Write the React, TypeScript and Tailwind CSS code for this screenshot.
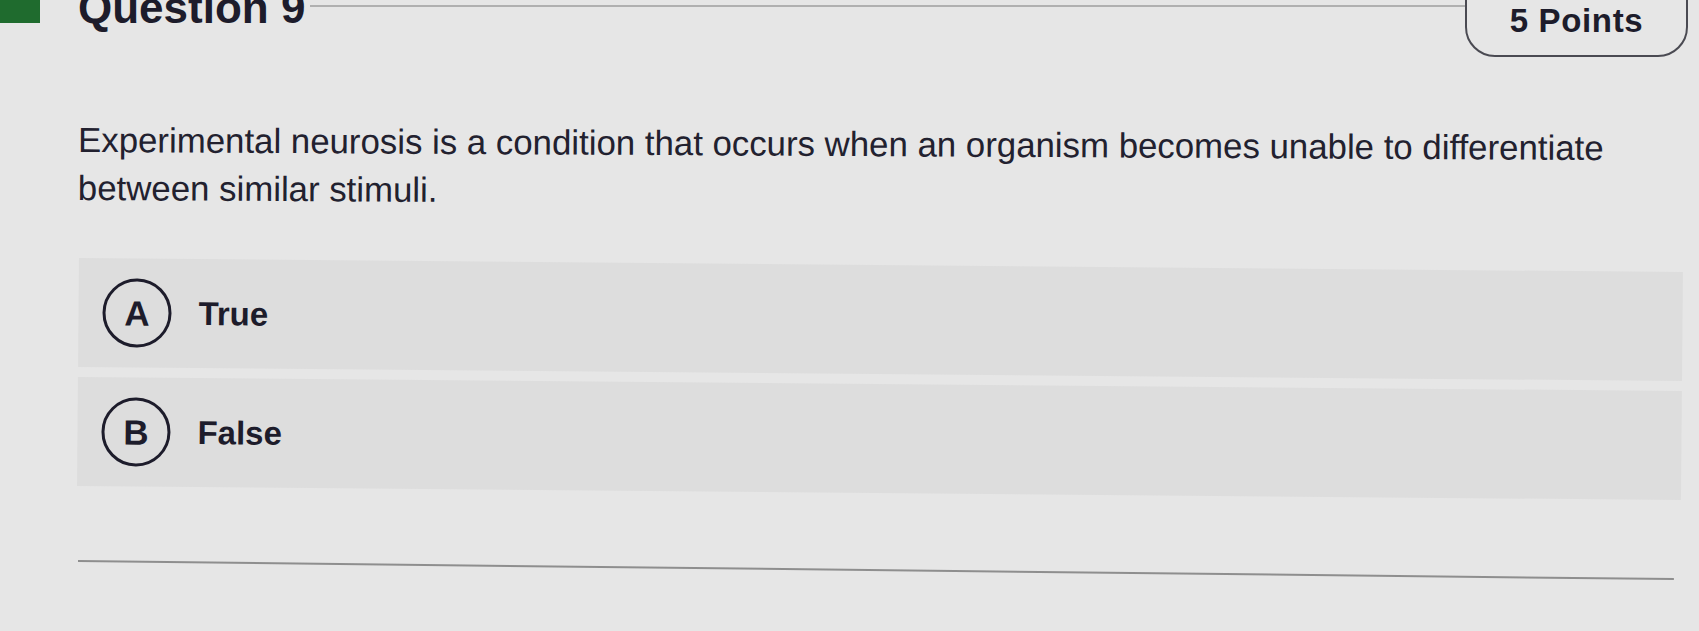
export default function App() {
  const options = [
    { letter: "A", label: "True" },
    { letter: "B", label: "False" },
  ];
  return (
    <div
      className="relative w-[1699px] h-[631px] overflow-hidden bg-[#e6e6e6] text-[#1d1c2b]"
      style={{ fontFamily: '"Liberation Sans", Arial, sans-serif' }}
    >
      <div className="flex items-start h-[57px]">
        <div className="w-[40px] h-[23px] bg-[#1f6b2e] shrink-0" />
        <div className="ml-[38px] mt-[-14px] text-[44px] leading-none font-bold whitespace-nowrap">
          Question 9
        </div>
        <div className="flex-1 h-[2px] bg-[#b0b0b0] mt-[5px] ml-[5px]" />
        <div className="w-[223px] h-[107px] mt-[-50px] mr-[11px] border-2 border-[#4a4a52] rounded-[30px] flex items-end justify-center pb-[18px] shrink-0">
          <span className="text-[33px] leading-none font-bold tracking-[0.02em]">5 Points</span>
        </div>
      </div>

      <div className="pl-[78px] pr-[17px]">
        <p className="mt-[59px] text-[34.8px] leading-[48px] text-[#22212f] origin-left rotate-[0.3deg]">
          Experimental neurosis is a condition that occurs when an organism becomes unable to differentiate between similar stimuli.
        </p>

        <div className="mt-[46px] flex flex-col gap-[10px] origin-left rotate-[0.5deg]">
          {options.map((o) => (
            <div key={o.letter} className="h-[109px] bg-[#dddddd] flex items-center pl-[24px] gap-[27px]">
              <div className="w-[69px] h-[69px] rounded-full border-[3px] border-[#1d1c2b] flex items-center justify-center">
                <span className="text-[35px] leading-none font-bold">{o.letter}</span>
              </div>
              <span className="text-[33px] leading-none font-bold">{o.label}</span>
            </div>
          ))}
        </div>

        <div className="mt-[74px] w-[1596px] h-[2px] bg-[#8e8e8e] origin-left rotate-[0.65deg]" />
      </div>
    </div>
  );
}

-=-=-=-=-

§ **TASK DETAILS**: Output the material word for word, omitting its pictures.

§ **RESULT FOR THIS TASK**:
Write the React, TypeScript and Tailwind CSS code for this screenshot.
export default function App() {
  const options = [
    { letter: "A", label: "True" },
    { letter: "B", label: "False" },
  ];
  return (
    <div
      className="relative w-[1699px] h-[631px] overflow-hidden bg-[#e6e6e6] text-[#1d1c2b]"
      style={{ fontFamily: '"Liberation Sans", Arial, sans-serif' }}
    >
      <div className="flex items-start h-[57px]">
        <div className="w-[40px] h-[23px] bg-[#1f6b2e] shrink-0" />
        <div className="ml-[38px] mt-[-14px] text-[44px] leading-none font-bold whitespace-nowrap">
          Question 9
        </div>
        <div className="flex-1 h-[2px] bg-[#b0b0b0] mt-[5px] ml-[5px]" />
        <div className="w-[223px] h-[107px] mt-[-50px] mr-[11px] border-2 border-[#4a4a52] rounded-[30px] flex items-end justify-center pb-[18px] shrink-0">
          <span className="text-[33px] leading-none font-bold tracking-[0.02em]">5 Points</span>
        </div>
      </div>

      <div className="pl-[78px] pr-[17px]">
        <p className="mt-[59px] text-[34.8px] leading-[48px] text-[#22212f] origin-left rotate-[0.3deg]">
          Experimental neurosis is a condition that occurs when an organism becomes unable to differentiate between similar stimuli.
        </p>

        <div className="mt-[46px] flex flex-col gap-[10px] origin-left rotate-[0.5deg]">
          {options.map((o) => (
            <div key={o.letter} className="h-[109px] bg-[#dddddd] flex items-center pl-[24px] gap-[27px]">
              <div className="w-[69px] h-[69px] rounded-full border-[3px] border-[#1d1c2b] flex items-center justify-center">
                <span className="text-[35px] leading-none font-bold">{o.letter}</span>
              </div>
              <span className="text-[33px] leading-none font-bold">{o.label}</span>
            </div>
          ))}
        </div>

        <div className="mt-[74px] w-[1596px] h-[2px] bg-[#8e8e8e] origin-left rotate-[0.65deg]" />
      </div>
    </div>
  );
}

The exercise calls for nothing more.